The trino adapter plugin for dbt (data build tool)

These details have not been verified by PyPI

Project links

Homepage

Project description

dbt-trino

Introduction

dbt is a data transformation workflow tool that lets teams quickly and collaboratively deploy analytics code, following software engineering best practices like modularity, CI/CD, testing, and documentation. It enables anyone who knows SQL to build production-grade data pipelines.

One frequently asked question in the context of using dbt tool is:

Can I connect my dbt project to two databases?

(see the answered question on the dbt website).

TL;DR dbt stands for transformation as in T within ELT pipelines, it doesn't move data from source to a warehouse.

dbt-trino adapter uses Trino as a underlying query engine to perform query federation across disperse data sources. Trino connects to multiple and diverse data sources (available connectors) via one dbt connection and process SQL queries at scale. Transformations defined in dbt are passed to Trino which handles these SQL transformation queries and translates them to queries specific to the systems it connects to create tables or views and manipulate data.
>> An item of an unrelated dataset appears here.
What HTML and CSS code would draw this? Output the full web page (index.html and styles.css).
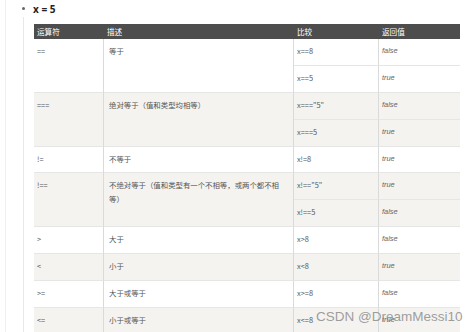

This repository represents a fork of the dbt-presto with adaptations to make it work with Trino.

Compatibility

This dbt plugin has been tested against Trino version 393 and Starburst Enterprise version 392-e.

Installation

This dbt adapter can be installed via pip:

$ pip install dbt-trino

Configuring your profile

A dbt profile can be configured to run against Trino using the following configuration:

Option	Description	Required?	Example
method	The Trino authentication method to use	Optional (default is `none`, supported methods are `ldap`, `kerberos`, `jwt`, `oauth` or `certificate`)	`none` or `kerberos`
user	Username for authentication	Optional (required if `method` is `none`, `ldap` or `kerberos`)	`commander`
password	Password for authentication	Optional (required if `method` is `ldap`)	`none` or `abc123`
keytab	Path to keytab for kerberos authentication	Optional (may be required if `method` is `kerberos`)	`/tmp/trino.keytab`
krb5_config	Path to config for kerberos authentication	Optional (may be required if `method` is `kerberos`)	`/tmp/krb5.conf`
principal	Principal for kerberos authentication	Optional (may be required if `method` is `kerberos`)	`trino@EXAMPLE.COM`
service_name	Service name for kerberos authentication	Optional (default is `trino`)	`abc123`
jwt_token	JWT token for authentication	Optional (required if `method` is `jwt`)	`none` or `abc123`
client_certificate	Path to client certificate to be used for certificate based authentication	Optional (required if `method` is `certificate`)	`/tmp/tls.crt`
client_private_key	Path to client private key to be used for certificate based authentication	Optional (required if `method` is `certificate`)	`/tmp/tls.key`
http_headers	HTTP Headers to send alongside requests to Trino, specified as a yaml dictionary of (header, value) pairs.	Optional	`X-Trino-Client-Info: dbt-trino`
http_scheme	The HTTP scheme to use for requests to Trino	Optional (default is `http`, or `https` for `method: kerberos`, `ldap` or `jwt`)	`https` or `http`
cert	The full path to a certificate file for authentication with trino	Optional
session_properties	Sets Trino session properties used in the connection	Optional	`query_max_run_time: 5d`
database	Specify the database to build models into	Required	`analytics`
schema	Specify the schema to build models into. Note: it is not recommended to use upper or mixed case schema names	Required	`public`
host	The hostname to connect to	Required	`127.0.0.1`
port	The port to connect to the host on	Required	`8080`
threads	How many threads dbt should use	Optional (default is `1`)	`8`
prepared_statements_enabled	Enable usage of Trino prepared statements (used in `dbt seed` commands)	Optional (default is `true`)	`true` or `false`
retries	Configure how many times a database operation is retried when connection issues arise	Optional (default is `3`)	`10`

Example profiles.yml entry:

my-trino-db:
  target: dev
  outputs:
    dev:
      type: trino
      user: commander
      host: 127.0.0.1
      port: 8080
      database: analytics
      schema: public
      threads: 8
      http_scheme: http
      session_properties:
        query_max_run_time: 5d
        exchange_compression: True

Example profiles.yml entry for kerberos authentication:

my-trino-db:
  target: dev
  outputs:
    dev:
      type: trino
      method: kerberos
      user: commander
      keytab: /tmp/trino.keytab
      krb5_config: /tmp/krb5.conf
      principal: trino@EXAMPLE.COM
      host: trino.example.com
      port: 443
      database: analytics
      schema: public

For reference on which session properties can be set on the the dbt profile do execute

SHOW SESSION;

on your Trino instance.

Usage Notes

Supported Functionality

Due to the nature of Trino, not all core dbt functionality is supported. The following features of dbt are not implemented in dbt-trino:

Snapshot

Also, note that upper or mixed case schema names will cause catalog queries to fail. Please only use lower case schema names with this adapter.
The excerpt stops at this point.